Watergate had the president of the United States approving the break-in at the Democratic National Committee headquarters; bugging phones there; and then, after his burglars were caught, Nixon orchestated the conspiracy to cover up the crime, including the payment of hush money. He was subsequently impeached and cited by the federal prosecuter as an "unindicted co-conspirator."

I thought the worst that could reasonably be said about what happened in Libya, and then in Washington, was that the administration didn't get the story straight before talking about it in public and sent Ambassador Rice around to all the Sunday talk shows with incomplete and perhaps inaccurate talking points.

McCain and company got one scalp--Rice's but didn't lay a glove on either Obama or Clinton.

That is until earlier this week.

Now both Clinton and Obama look as if they had better have a good story about what happened or the Obama administration's record will be forever blemished; and Hillary Clinton in four years will be a less-likely nominee, much less president.

As with Teddy Kennedy, every time he made moves toward the presidency, one event, one word made that hopeless--Chappaqquiddck. And now it may turn out that Benghazi will be the one event, one word that represents the tragedy that occurred on her watch that will haunt and make impossible Clinton's candidacy.
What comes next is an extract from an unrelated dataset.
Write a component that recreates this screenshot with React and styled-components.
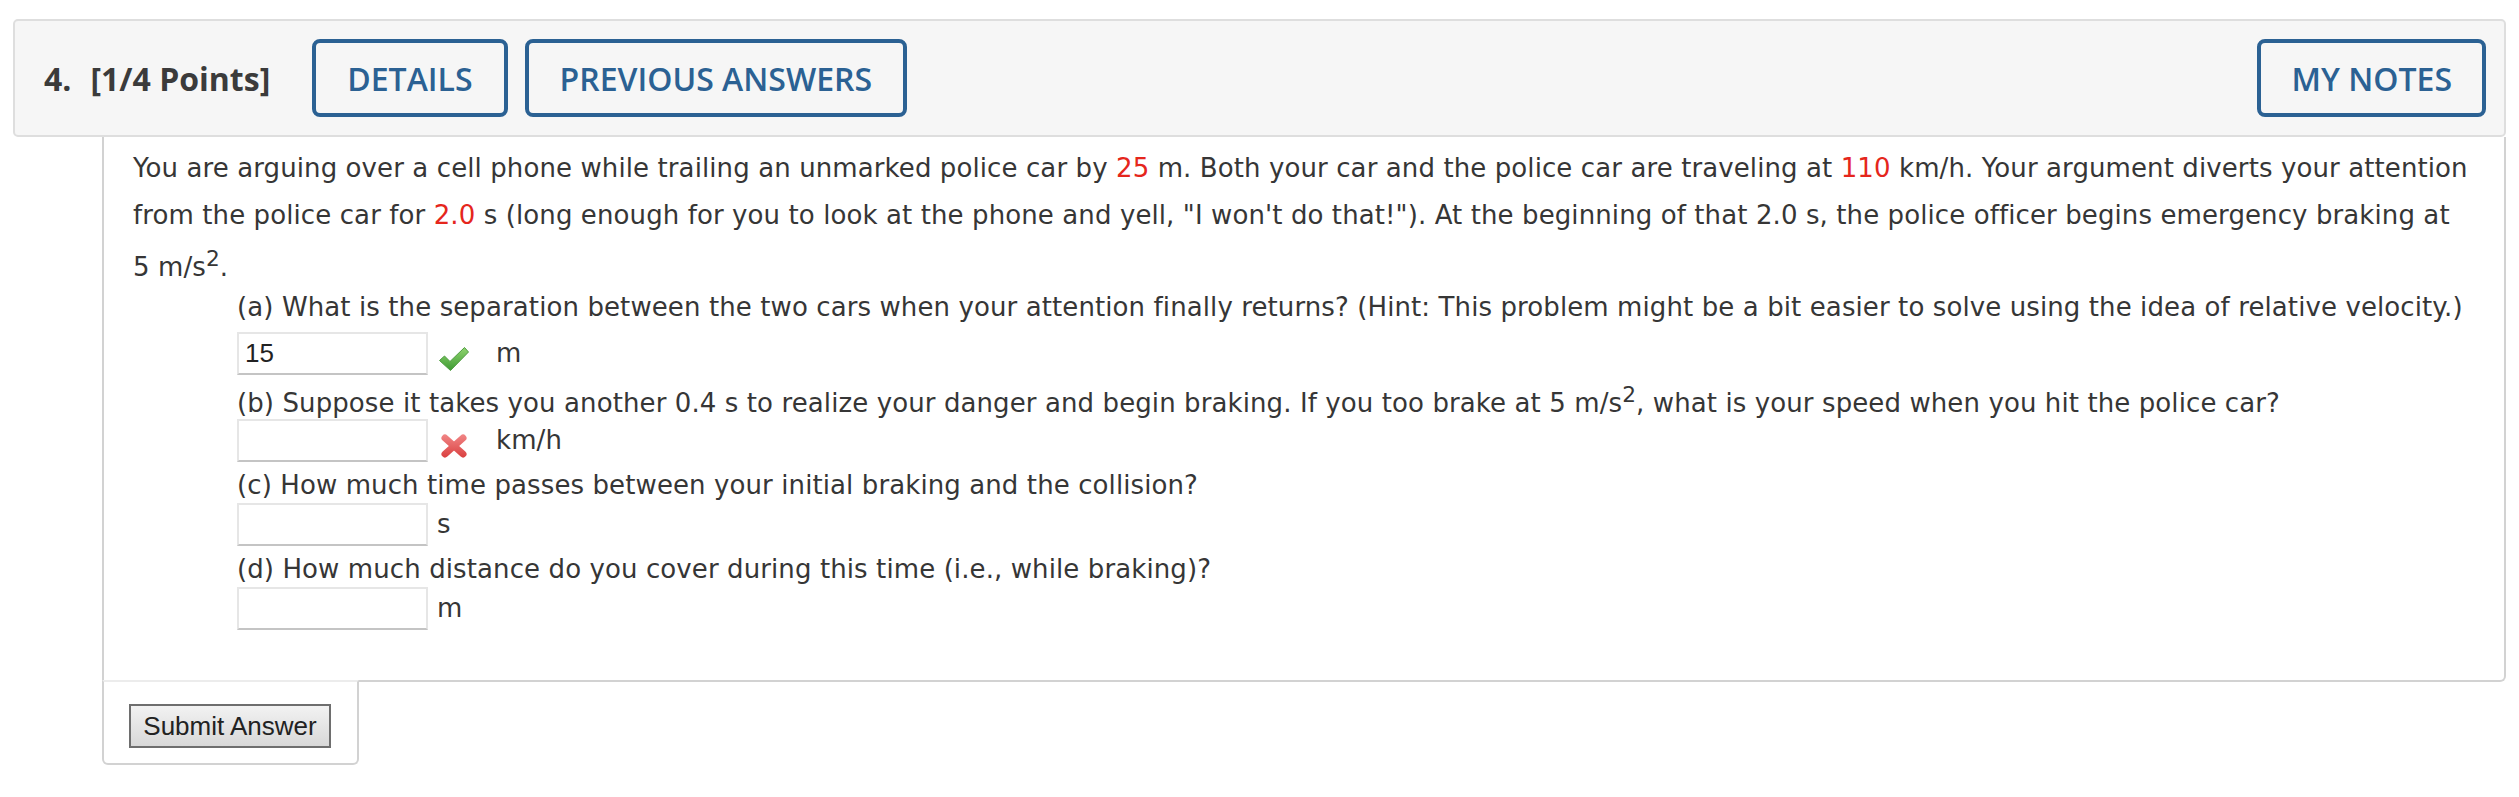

Earlier this week, three senior, credible career State Department officers may have blown the whole situation wide open, so wide open that even liberal Democrats, even Hillary enthusiasts--me included--will be forced to take a second and third look at what Obama and Clinton did and said in the aftermath of the murder in Benghazi of our ambassador and three of his colleagues.

Forget that they were foolish to expose themselves to mob violence and a terrorist attack on 9/11. No one working for the U.S government in the Middle East should be out and about on that day. Ever. No matter how well guarded.

But when word was transmitted to Washington that our consulate was under attack and the ambassador had been killed, surely, with two Americans still alive for a number of hours, there should have been some response by special-forces troops or, minimally, a series of fly-overs by F-16 fighter jets. I feel certain if four of them made passes at full throttle at 200 feet, the crowd attacking the consulate would have been so terrified that most would have run for their lives.

Even if it didn't work, it would have been worth trying and Obama and Clinton, and their scapegoat, Susan Rice, would have had a convincing story to tell and Americans, feeling distraught about what had happened, at the minimum, would at least have felt proud of our response.

Yet more minimally, Obama and Clitnon should have waitied to gather facts--forbidding leaks--and then told whatever the truth was. Even that there had been mess-ups for which they were responsible. There then would have been no need to tap dance and dissemble and the story would have been over in at most a week.

One lesson from the history of the American presidency during this media-suffused age is that it's always the explanation or, if you will, the cover up--not the deed--that bites. Nixon could have survived if he burned the tapes and told a version of the truth; Bill Clinton wouldn't have been impeached if he had said, "I did have sexual relations with that woman, Miss Lewinsky"; and Barack Obama and Hillary Clinton wouldn't be getting skewered.

Americans are a forgiving people--we believe in, even love redemption stories--but we won't put up with being lied to. Nor should we.